→ Challenge:
Isolate every line in the records below with "this" in it.
Start
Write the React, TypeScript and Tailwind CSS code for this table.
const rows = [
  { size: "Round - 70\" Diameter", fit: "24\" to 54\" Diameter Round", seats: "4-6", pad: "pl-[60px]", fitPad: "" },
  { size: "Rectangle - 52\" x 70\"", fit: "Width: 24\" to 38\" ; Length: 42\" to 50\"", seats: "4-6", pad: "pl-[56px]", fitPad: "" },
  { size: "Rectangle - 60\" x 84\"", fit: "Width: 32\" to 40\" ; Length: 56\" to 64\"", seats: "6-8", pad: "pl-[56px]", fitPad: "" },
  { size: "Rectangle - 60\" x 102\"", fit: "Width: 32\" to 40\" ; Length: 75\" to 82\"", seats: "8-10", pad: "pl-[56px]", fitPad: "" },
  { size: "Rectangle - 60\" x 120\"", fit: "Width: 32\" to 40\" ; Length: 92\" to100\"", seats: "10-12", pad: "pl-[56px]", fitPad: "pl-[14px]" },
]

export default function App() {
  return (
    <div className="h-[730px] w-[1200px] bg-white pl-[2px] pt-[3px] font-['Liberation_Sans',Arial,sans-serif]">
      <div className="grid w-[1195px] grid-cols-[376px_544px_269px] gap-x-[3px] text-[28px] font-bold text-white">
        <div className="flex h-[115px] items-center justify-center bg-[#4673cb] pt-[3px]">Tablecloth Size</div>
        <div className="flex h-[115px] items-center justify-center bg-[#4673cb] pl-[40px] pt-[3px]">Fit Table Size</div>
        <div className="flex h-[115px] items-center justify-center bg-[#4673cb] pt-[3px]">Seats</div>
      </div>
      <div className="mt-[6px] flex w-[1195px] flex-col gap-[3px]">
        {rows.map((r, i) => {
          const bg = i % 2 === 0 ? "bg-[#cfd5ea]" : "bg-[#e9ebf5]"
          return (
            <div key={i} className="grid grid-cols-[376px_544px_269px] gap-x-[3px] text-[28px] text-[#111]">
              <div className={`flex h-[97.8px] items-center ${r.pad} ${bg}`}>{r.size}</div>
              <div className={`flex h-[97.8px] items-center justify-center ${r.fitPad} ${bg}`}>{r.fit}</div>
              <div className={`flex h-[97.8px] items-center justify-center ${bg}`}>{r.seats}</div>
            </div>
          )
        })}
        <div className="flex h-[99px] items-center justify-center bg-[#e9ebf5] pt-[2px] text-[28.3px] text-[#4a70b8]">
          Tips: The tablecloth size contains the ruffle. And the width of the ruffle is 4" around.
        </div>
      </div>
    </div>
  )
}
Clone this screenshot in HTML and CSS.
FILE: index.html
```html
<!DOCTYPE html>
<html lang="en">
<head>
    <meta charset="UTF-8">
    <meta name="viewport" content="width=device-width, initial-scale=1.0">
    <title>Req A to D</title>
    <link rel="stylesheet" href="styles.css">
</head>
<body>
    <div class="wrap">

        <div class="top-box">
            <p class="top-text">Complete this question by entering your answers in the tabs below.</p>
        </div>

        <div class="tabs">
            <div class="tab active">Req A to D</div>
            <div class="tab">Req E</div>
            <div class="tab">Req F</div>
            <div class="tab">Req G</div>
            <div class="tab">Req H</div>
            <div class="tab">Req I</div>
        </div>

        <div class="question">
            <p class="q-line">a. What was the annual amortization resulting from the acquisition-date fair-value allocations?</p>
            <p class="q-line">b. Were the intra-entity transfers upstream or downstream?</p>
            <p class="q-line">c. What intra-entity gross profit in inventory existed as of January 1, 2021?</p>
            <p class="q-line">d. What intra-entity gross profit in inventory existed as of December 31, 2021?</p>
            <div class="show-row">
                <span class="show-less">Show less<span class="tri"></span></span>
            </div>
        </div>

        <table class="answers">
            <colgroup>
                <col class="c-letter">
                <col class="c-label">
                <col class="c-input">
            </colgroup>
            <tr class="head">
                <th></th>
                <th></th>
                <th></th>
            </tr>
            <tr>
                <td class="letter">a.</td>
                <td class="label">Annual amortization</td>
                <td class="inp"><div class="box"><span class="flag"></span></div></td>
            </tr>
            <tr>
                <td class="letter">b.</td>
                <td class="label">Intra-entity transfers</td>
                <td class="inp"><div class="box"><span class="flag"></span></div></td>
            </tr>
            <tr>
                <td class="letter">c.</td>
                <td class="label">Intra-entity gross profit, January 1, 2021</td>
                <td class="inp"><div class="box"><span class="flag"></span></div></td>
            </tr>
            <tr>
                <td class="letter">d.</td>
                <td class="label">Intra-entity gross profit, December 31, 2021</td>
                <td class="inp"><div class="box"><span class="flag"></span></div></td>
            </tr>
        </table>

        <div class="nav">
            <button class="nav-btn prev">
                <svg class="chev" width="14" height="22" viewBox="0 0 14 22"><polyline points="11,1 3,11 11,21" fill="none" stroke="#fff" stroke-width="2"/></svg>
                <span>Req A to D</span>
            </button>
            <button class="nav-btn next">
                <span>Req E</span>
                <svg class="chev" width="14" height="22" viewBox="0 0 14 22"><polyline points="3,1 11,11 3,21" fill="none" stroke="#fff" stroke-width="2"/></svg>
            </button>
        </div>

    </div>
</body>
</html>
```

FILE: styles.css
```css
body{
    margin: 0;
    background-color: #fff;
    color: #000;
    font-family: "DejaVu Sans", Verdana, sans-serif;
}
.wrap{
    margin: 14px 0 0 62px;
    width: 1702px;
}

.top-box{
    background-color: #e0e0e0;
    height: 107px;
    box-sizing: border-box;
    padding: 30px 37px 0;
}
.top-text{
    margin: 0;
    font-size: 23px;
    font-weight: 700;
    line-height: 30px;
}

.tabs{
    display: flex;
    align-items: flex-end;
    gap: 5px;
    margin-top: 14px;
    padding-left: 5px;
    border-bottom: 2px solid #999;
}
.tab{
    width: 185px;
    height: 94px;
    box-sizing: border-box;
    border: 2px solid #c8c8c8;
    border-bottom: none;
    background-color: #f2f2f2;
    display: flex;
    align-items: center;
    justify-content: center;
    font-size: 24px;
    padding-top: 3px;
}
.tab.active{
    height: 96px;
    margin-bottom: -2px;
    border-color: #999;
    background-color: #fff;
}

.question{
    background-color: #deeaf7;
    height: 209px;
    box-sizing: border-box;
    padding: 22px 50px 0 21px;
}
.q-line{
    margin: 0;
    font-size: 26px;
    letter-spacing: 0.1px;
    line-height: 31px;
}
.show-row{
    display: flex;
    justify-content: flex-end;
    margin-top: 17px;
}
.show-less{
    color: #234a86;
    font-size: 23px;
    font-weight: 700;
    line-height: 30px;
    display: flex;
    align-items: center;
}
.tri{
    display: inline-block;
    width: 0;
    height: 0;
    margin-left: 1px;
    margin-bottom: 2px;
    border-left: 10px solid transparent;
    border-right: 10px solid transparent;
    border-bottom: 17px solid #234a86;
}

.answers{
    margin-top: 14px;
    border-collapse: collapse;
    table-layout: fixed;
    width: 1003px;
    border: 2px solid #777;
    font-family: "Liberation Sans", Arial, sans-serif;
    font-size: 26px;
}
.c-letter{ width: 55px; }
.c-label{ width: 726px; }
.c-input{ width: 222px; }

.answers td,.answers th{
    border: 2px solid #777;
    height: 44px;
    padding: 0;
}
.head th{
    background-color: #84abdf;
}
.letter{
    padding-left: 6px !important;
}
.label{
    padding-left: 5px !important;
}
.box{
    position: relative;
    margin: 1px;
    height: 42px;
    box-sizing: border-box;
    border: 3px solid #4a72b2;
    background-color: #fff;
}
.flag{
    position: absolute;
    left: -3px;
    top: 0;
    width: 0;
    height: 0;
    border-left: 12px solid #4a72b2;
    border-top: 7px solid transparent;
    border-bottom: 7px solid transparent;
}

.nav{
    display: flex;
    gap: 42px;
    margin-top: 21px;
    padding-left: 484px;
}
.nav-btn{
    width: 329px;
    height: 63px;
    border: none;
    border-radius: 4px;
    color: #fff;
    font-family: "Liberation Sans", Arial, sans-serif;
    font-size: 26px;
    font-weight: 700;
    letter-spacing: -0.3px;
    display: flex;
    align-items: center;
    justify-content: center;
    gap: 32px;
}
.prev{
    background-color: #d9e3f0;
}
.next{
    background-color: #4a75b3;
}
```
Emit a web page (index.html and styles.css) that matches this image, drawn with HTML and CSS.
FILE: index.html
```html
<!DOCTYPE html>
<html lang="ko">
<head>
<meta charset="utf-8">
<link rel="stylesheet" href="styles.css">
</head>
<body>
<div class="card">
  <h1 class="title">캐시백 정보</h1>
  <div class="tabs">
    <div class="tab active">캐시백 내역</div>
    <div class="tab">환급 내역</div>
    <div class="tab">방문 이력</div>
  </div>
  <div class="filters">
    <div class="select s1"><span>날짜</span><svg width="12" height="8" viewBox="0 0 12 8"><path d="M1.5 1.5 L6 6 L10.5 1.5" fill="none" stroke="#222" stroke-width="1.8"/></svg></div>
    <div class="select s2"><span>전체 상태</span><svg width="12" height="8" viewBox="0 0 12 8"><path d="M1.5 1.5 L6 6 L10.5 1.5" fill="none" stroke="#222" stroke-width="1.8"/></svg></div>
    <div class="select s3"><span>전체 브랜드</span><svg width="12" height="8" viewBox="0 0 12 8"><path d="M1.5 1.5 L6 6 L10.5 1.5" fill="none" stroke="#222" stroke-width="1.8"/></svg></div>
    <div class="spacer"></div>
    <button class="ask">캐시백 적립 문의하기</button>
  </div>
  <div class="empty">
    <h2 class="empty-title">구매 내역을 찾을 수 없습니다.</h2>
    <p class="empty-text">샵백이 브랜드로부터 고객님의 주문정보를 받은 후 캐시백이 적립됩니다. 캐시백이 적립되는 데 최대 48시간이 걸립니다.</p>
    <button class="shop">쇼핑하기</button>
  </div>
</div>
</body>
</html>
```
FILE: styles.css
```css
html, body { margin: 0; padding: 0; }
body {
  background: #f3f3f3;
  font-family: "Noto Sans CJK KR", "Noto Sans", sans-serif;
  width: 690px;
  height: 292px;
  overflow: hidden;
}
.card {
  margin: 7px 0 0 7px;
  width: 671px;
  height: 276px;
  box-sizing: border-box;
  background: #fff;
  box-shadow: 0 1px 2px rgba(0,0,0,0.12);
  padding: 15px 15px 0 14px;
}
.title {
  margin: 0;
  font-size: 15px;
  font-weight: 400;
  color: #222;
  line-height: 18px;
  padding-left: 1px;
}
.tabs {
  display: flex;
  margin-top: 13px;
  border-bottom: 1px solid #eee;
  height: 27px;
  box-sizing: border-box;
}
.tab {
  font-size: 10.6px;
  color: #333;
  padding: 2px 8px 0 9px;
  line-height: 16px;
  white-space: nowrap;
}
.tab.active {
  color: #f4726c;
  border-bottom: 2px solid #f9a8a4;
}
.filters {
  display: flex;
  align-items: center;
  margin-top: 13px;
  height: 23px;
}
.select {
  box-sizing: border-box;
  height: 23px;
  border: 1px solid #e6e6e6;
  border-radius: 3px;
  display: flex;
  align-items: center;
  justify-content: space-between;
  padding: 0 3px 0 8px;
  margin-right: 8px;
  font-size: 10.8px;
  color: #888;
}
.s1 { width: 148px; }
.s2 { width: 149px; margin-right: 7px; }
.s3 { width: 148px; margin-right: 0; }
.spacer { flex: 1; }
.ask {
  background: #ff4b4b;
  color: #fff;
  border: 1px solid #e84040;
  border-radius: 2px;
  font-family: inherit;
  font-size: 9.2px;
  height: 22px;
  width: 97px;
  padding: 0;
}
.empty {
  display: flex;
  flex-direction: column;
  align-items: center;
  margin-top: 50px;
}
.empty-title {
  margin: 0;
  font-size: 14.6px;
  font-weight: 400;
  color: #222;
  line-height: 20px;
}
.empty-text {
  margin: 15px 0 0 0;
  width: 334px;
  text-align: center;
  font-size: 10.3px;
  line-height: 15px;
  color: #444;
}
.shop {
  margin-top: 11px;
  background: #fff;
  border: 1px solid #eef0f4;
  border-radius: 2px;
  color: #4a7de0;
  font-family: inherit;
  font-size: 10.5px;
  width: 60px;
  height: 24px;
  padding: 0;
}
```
End
→ Expected output:
Write the React, TypeScript and Tailwind CSS code for this table.
Clone this screenshot in HTML and CSS.
            <p class="top-text">Complete this question by entering your answers in the tabs below.</p>
Emit a web page (index.html and styles.css) that matches this image, drawn with HTML and CSS.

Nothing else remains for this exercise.